Recently, a few things happened that caused me to reflect about the work we do at Fern, our industry and the value of live, face to face events and how they were meant to be experienced.
The common thread that resonated for me was that live events are meant to be fully experienced in a way that impacts you emotionally, intellectually, and at times, physically. What does this mean?
It means going to see the Rolling Stones and being fully immersed and committed to getting the most out of the experience. Talking (yes, actually talking) to people who are there for the same reason you are, engaging with them, putting aside your differences to focus on what you have in common. Being willing to pay a little more to sit up close, to be in the thick of things, and to be so engaged we stand for the majority of the event. When we design experiences, we need to do it in a way that allows our attendees to be impacted, engaged, and become part of the experience. The Rolling Stones are a phenomenal band, and the fact that Mick Jagger is back on tour and able to perform the way he does is a testament to his dedication and level of professionalism. However, I am relatively confident that his recovery would not have been so quick if he is was only working in the studio to release a new album. In my opinion, the energy of the audience and the stamina he needs for a live performance certainly had an influence on his recovery.
Live events and experiences create a path for engagement that lasts well beyond the actual event itself; and if done correctly, a runway before, that lays the foundation for successful engagement. The challenge we have ahead of us, to ensure the success of our industry, is to work together to create an experience where people are lining up to get onto the tradeshow floor, lingering in the exhibit hall having conversations following show hours, and that the energy continues long after the lights go out.

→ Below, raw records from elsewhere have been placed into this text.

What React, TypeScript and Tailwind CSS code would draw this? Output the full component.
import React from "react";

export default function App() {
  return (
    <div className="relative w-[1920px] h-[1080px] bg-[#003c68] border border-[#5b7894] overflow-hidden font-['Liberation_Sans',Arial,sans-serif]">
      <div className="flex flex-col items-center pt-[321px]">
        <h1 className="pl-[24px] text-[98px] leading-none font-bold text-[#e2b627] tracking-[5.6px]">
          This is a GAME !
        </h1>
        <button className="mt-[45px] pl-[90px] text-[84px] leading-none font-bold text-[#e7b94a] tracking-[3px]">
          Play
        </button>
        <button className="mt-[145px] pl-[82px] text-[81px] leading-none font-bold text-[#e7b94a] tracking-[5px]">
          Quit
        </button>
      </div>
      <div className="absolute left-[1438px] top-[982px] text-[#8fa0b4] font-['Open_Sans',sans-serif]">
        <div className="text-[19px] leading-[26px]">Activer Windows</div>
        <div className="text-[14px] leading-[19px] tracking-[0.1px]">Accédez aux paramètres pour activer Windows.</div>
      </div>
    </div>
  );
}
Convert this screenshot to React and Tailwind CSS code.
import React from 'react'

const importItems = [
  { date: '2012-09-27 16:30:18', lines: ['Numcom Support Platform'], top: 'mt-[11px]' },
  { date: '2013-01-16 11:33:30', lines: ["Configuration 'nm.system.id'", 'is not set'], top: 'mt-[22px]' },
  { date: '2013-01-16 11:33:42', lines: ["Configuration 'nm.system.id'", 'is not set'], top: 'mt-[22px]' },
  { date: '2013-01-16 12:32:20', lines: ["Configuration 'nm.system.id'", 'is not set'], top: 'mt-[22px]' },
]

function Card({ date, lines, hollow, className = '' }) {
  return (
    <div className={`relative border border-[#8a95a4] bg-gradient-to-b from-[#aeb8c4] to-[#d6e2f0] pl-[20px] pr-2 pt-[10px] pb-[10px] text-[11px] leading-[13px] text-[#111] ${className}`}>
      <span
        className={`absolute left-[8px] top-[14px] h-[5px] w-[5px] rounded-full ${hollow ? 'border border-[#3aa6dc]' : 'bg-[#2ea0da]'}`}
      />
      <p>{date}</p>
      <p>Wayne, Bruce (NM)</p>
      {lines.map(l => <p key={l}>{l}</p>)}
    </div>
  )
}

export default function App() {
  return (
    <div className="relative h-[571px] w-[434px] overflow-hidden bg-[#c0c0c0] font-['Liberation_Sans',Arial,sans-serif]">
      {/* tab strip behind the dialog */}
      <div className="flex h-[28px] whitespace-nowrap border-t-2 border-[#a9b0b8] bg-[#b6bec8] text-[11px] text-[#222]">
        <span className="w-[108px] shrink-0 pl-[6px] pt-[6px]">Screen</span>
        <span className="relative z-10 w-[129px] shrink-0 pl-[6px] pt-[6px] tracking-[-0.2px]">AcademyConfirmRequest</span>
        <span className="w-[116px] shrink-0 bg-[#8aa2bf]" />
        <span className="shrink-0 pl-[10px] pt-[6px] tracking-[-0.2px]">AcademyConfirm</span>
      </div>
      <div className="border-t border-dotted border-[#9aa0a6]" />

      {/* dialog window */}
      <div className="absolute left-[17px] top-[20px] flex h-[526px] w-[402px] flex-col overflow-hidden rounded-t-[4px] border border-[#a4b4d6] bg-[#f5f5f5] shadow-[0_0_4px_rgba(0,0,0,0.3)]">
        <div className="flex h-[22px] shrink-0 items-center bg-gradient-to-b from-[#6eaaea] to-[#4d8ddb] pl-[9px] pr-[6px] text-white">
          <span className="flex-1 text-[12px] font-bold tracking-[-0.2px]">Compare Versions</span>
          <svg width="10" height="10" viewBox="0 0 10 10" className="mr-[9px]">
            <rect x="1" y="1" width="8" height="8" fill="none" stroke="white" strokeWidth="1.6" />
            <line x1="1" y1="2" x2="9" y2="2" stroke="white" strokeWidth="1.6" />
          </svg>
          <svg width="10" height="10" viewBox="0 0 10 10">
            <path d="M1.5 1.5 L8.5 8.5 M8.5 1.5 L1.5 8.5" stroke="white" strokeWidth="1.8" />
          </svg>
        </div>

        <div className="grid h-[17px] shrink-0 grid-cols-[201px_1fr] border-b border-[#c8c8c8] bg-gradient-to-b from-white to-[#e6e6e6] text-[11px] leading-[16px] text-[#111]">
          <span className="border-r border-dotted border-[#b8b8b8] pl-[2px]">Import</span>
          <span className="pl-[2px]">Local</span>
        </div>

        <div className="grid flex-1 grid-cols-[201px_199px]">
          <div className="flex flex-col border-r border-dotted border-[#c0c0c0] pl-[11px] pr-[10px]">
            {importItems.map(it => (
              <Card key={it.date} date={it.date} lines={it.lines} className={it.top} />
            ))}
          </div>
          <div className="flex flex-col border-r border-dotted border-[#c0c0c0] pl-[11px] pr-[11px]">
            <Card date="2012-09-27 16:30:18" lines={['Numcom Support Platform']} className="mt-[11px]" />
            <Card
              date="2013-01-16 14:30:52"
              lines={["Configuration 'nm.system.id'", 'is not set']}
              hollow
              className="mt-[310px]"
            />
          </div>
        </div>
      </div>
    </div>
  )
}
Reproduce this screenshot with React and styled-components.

The second thing that happened was much less exciting. Jim Beam Bourbon, in Louisville, KY, lost 45,000 barrels of product due to a fire at the distillery. Those of you that know me understand I am a fan of Bourbon. Yes, I like to drink it; but more importantly, I experience it. I like reading about the history, the individuals who make it, why they make it, how they got into making Bourbon. I have visited Louisville a few times, been to the Jim Beam distillery and may have driven by the brick house that tragically burned. So what does a fire at the Jim Beam distillery have to do with engagement and live experiences?
First of all, no fewer than 100 people in my social networks reached out to me about this, the majority of which I have met through live events. Second, having been on a few distillery tours, I thought about the actual barrels; the labor, the craftsmanship, and the hours that go into making them. A typical bourbon barrel takes 8-10 hours to make. In this situation roughly 400,000 hours of labor were lost. As a point of reference, the barrels lost represent about 9,000,000 750ml bottles of Bourbon. In total transparency, I have liked Bourbon for many years. It was not until I actually visited Louisville, touched a barrel, smelled the mash before it went into the still, saw the char of a barrel occur that I truly became passionate about the bourbon culture. The actual live experience and being able to immerse myself and learn about the bourbon culture through seeing, listening, and hands-on engagement mattered to me, and it matters to event attendees. Deep down I believe more event attendees want to be proactive participants, not passive, but they don’t know how, and sometimes we are not as effective as we should be in making this path clear. We need to help them feel comfortable. People often ask me what the right way to drink Bourbon is, and I tell them what I was told years ago; ‘drink it the way that you enjoy it.’ The bourbon community wants people to be engaged, and they make it easy to do so. Unfortunately, that is not true for all events and the organizations that create those events. We, as an industry, need to change that.
Face to face events matter and experiences matter. Let’s work together to create experiences where people are lining up to get onto the tradeshow floor, lingering in the exhibit hall having conversations after show hours, and that the energy and passion continue long after the lights go out and the bottle is empty.